SIMON: I admire Graham Greene and John le Carre. I wonder if there been any novelists who've been particularly influential.
PATIENCE: It's interesting. Well, I'm crossing the pond. I'm crossing the Atlantic. It's interesting how we like things that are different from what we grew up with, and I always loved F. Scott Fitzgerald for the clarity of his prose, but also the big themes that he talks about, particularly in America. I mean, one writer I really admire at the moment is the writer Don Winslow, who's an incredibly pacey (ph) writer, but he writes about the big, difficult issues of our time. And I think he does it in such an engaging fashion without dumbing down.
SIMON: What do you get out of writing a novel that's not in journalism?
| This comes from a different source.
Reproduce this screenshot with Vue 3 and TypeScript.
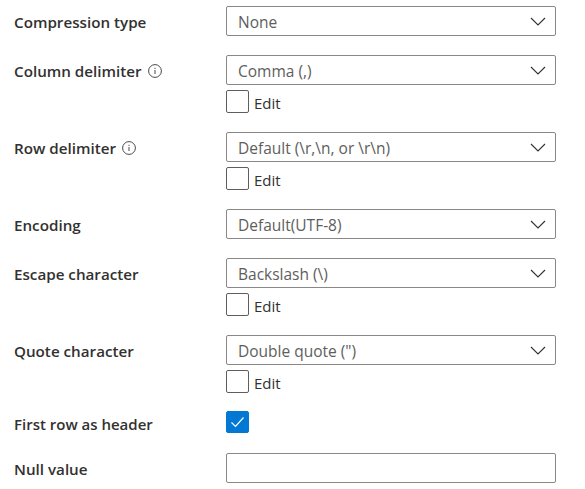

PATIENCE: In journalism, rightly, you're constrained by the facts, whereas what writing fiction enables you to do is to take a leap of imagination. So you take a few things that have happened to you, and then you spin a story from then on. And I think that's fabulous, just letting your imagination run riot, because in journalism that can't happen, whereas in fiction, that's the name of the game.
SIMON: Well, haste ye back, Martin. Did I get that right?
PATIENCE: You did.
SIMON: OK. WEEKEND EDITION's own Martin Patience - his debut novel, "The Darker The Night." Thank you so much for being with us.
PATIENCE: Thank you so much. Now I'll get back to work.